The consultant relates how he was driving around Leon, Guanajuato, and ran into a man named Hector Snyman, who turned out to be a relative. He delineates his three marriages and the names of his children.

In addition to raising cattle, Mr. Jones also raises quarter horses and has served as president of the New Mexico Quarter Horse Associations three times. He relates how he got into the business, starting out with Warren Shoemaker's son-in-law and a veterinarian named Dr. Kleck.

The consultant also worked for the telephone company in Las Vegas and also spent thirty years with the Cattle Sanitary Board inspecting brands. He describes his work as an assistant direct for northern New Mexico, while Dale Cooper held the same position in southern New Mexico. They reported to Lee Garner. In the 1960s the Cattle Sanitary Board and the Sheep Sanitary Board were combined into the Livestock Board.

After his heart surgery he got back into the cattle breeding business. He bought Hereford cows and started breeding them with Red Angus bulls.

Tape 4, Side B

Mr. Jones talked about the "skyrocketing" prices for land. At the prices some people are paying, $200/acre for rangeland, there's no way that raising livestock on the land can pay for it. He mentions the ranchers in the area who have herds, but said many are absentee owners from Texas and the rest are yearling operators.

He also discusses the registered cattle business and the use of artificial insemination and his raising of registered Red Angus bulls. He also describes how they sell cattle via satellite video. He said that if his grandfather knew it "would absolutely knock his socks off."

Mr. Jones also explains the difference between Red Angus and Black Angus, and how the Red Angus was developed from Black Angus. The Bectons in Sheridan, Wyo., did much of this breeding. Both breeds can be too large. Most desirable is a medium-size frame with good carcass value in order to produce the ideal size steak.

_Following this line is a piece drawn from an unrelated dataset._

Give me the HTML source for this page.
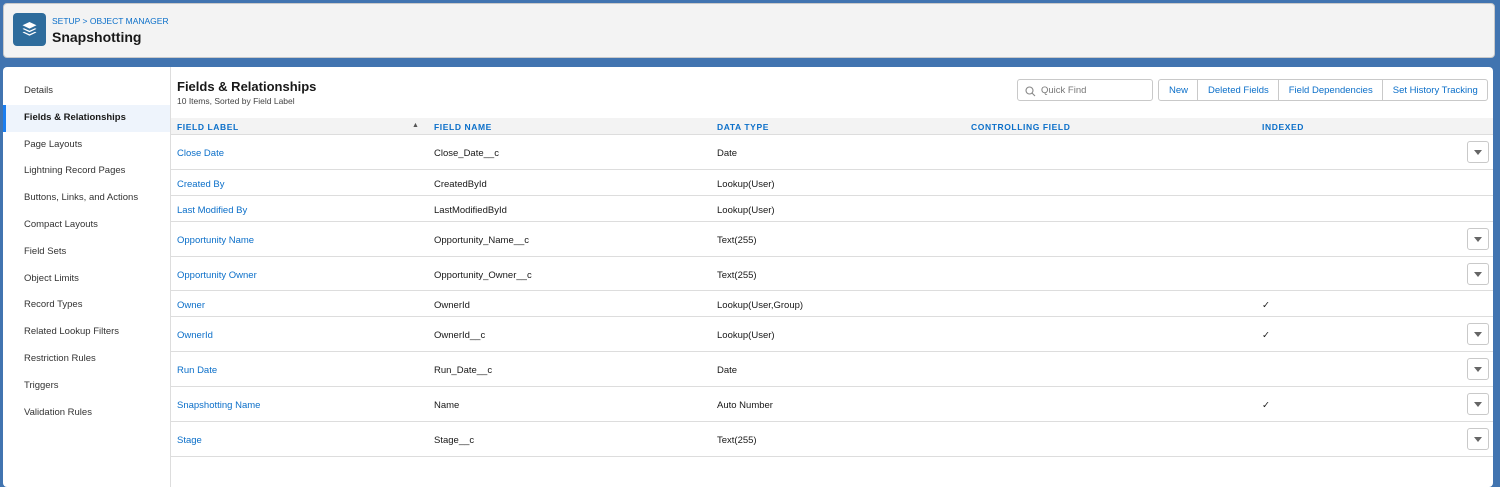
<!DOCTYPE html>
<html><head><style>
*{box-sizing:border-box;margin:0;padding:0}
body{width:1500px;height:483px;overflow:hidden;background:#4174b0;font-family:"Liberation Sans",sans-serif;position:relative;font-size:10px;color:#181818}
.hdr{position:absolute;left:3px;top:3px;width:1492px;height:55px;background:#f3f3f3;border-radius:4px;border:1px solid #c9c9c9}
.icon{position:absolute;left:9px;top:9px;width:33px;height:33px;background:#2e6c9c;border-radius:4px}
.crumb{position:absolute;left:48px;top:12px;color:#0b6fc9;font-size:8.5px}
.title{position:absolute;left:48px;top:25px;font-size:14px;font-weight:bold}
.card{position:absolute;left:3px;top:67px;width:1490px;height:420px;background:#fff;border-radius:4px}
.side{position:absolute;left:0;top:0;width:168px;height:420px;border-right:1px solid #ddd}
.side div{height:26.8px;line-height:26.8px;padding-left:21px;font-size:9.5px;color:#333}
.side .act{background:#eef4fc;border-left:3px solid #1b7ef0;padding-left:18px;font-weight:bold;color:#181818}
.h1{position:absolute;left:174px;top:12px;font-size:13px;font-weight:bold}
.sub{position:absolute;left:174px;top:29px;font-size:8.5px;color:#444}
.qf{position:absolute;left:1014px;top:12px;width:136px;height:22px;border:1px solid #c9c9c9;border-radius:3px;color:#777;font-size:9.5px;line-height:22px;padding-left:23px}
.btns{position:absolute;left:1155px;top:12px;height:22px;border:1px solid #c9c9c9;border-radius:3px;display:flex}
.btns span{color:#0b6fc9;font-size:9.5px;line-height:21px;padding:0 9px 0 10px;border-right:1px solid #c9c9c9}
.btns span:last-child{border:none}
.th{position:absolute;left:168px;top:51px;width:1322px;height:17px;background:#f3f3f3;border-bottom:1px solid #ddd}
.th span{position:absolute;top:4px;font-size:8.5px;font-weight:bold;color:#0b6fc9;letter-spacing:.6px}
.row{position:absolute;left:168px;width:1322px;border-bottom:1px solid #ddd}
.row span{position:absolute;font-size:9.5px}
.row .l{color:#0b6fc9}
.dd{position:absolute;right:4px;width:22px;height:22px;border:1px solid #c9c9c9;border-radius:3px}
.dd:after{content:"";position:absolute;left:6px;top:8px;border-left:4.5px solid transparent;border-right:4.5px solid transparent;border-top:5px solid #666}
</style></head><body>
<div class="hdr">
<div class="icon"><svg width="33" height="33" viewBox="0 0 33 33"><g fill="#fff"><path d="M16.5 9l7 3.3-7 3.3-7-3.3z"/><path d="M11 15.2l5.5 2.6 5.5-2.6 1.5.7-7 3.3-7-3.3z"/><path d="M11 18.7l5.5 2.6 5.5-2.6 1.5.7-7 3.3-7-3.3z"/></g></svg></div>
<div class="crumb">SETUP &gt; OBJECT MANAGER</div>
<div class="title">Snapshotting</div>
</div>
<div class="card">
<div class="side">
<div style="margin-top:11px">Details</div>
<div class="act">Fields &amp; Relationships</div>
<div>Page Layouts</div><div>Lightning Record Pages</div><div>Buttons, Links, and Actions</div><div>Compact Layouts</div><div>Field Sets</div><div>Object Limits</div><div>Record Types</div><div>Related Lookup Filters</div><div>Restriction Rules</div><div>Triggers</div><div>Validation Rules</div>
</div>
<div class="h1">Fields &amp; Relationships</div>
<div class="sub">10 Items, Sorted by Field Label</div>
<div class="qf"><svg style="position:absolute;left:7px;top:6px" width="11" height="11" viewBox="0 0 11 11"><circle cx="4.5" cy="4.5" r="3.5" fill="none" stroke="#888" stroke-width="1.1"/><path d="M7 7l3 3" stroke="#888" stroke-width="1.1"/></svg>Quick Find</div>
<div class="btns"><span>New</span><span>Deleted Fields</span><span>Field Dependencies</span><span>Set History Tracking</span></div>
<div class="th"><span style="left:6px">FIELD LABEL</span><span style="left:241px;color:#555;font-size:7px;top:4px">▲</span><span style="left:263px">FIELD NAME</span><span style="left:546px">DATA TYPE</span><span style="left:800px">CONTROLLING FIELD</span><span style="left:1091px">INDEXED</span></div>
<div class="row" style="top:68px;height:35px"><span class="l" style="left:6px;top:13px">Close Date</span><span style="left:263px;top:13px">Close_Date__c</span><span style="left:546px;top:13px">Date</span><div class="dd" style="top:6px"></div></div>
<div class="row" style="top:103px;height:26px"><span class="l" style="left:6px;top:9px">Created By</span><span style="left:263px;top:9px">CreatedById</span><span style="left:546px;top:9px">Lookup(User)</span></div>
<div class="row" style="top:129px;height:26px"><span class="l" style="left:6px;top:9px">Last Modified By</span><span style="left:263px;top:9px">LastModifiedById</span><span style="left:546px;top:9px">Lookup(User)</span></div>
<div class="row" style="top:155px;height:35px"><span class="l" style="left:6px;top:13px">Opportunity Name</span><span style="left:263px;top:13px">Opportunity_Name__c</span><span style="left:546px;top:13px">Text(255)</span><div class="dd" style="top:6px"></div></div>
<div class="row" style="top:190px;height:34px"><span class="l" style="left:6px;top:13px">Opportunity Owner</span><span style="left:263px;top:13px">Opportunity_Owner__c</span><span style="left:546px;top:13px">Text(255)</span><div class="dd" style="top:6px"></div></div>
<div class="row" style="top:224px;height:26px"><span class="l" style="left:6px;top:9px">Owner</span><span style="left:263px;top:9px">OwnerId</span><span style="left:546px;top:9px">Lookup(User,Group)</span><span style="left:1091px;top:9px">✓</span></div>
<div class="row" style="top:250px;height:35px"><span class="l" style="left:6px;top:13px">OwnerId</span><span style="left:263px;top:13px">OwnerId__c</span><span style="left:546px;top:13px">Lookup(User)</span><span style="left:1091px;top:13px">✓</span><div class="dd" style="top:6px"></div></div>
<div class="row" style="top:285px;height:35px"><span class="l" style="left:6px;top:13px">Run Date</span><span style="left:263px;top:13px">Run_Date__c</span><span style="left:546px;top:13px">Date</span><div class="dd" style="top:6px"></div></div>
<div class="row" style="top:320px;height:35px"><span class="l" style="left:6px;top:13px">Snapshotting Name</span><span style="left:263px;top:13px">Name</span><span style="left:546px;top:13px">Auto Number</span><span style="left:1091px;top:13px">✓</span><div class="dd" style="top:6px"></div></div>
<div class="row" style="top:355px;height:35px"><span class="l" style="left:6px;top:13px">Stage</span><span style="left:263px;top:13px">Stage__c</span><span style="left:546px;top:13px">Text(255)</span><div class="dd" style="top:6px"></div></div>
</div>
</body></html>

He next describes some of his quarter horses and the prices some of them can bring. He uses Josh Armstrong in Las Cruces to train his horses. The center of the quarter horse world, he feels, is Gainesville, Tex. He describes how he keeps all the records for his horses on a computer. This includes pedigrees and physical information such as vaccinations, deworming, shoeing, etc. He also continues his family tradition of keeping a written diary.

In describing the changes in farming and ranching in his lifetime, he mentions the use of fertilizers, virtually unheard of when he was a child. The other major change was the use of a laser leveler because it saves water and labor. In addition money is available from a wider variety of sources; a rancher no longer has to rely on his personal local bank.

He also describes the changes in the telephone system. Years ago you were charged every time you cranked the phone, so you didn't use the phone that much, but if you had a problem the local people would come out to fix it.

As for future changes, he feels that most farming will be done by large corporations, although vegetable farms, like those in the Mesilla Valley, will survive for many more years. He's concerned, too, about the developments on irrigated land that may lead to the loss of agricultural (irrigated) land.

Tape 5, Side A

Highway construction has changed, as they no longer will use river gravel anymore, but go to limestone quarries to get gravel that will pass a pressure test.

There was a brief discussion of brands. His great grandfather had the Hashknife brand, which he still uses on his calling card for his horse business, and he uses the Walking O brand for his Red Angus. Brands were first recorded in Las Vegas and the office was later moved to Albuquerque. There was talk of moving it to Santa Fe, which Mr. Jones opposed. He also feels the state should be more careful about spending money on things like high-priced vehicles and an assistant veterinarian.

Finally, he describes how in many Western states it is possible to get a lifetime inspection of a horse. While it costs more, it is well worth it, he feels, because it saves hassles for the inspectors and the owner.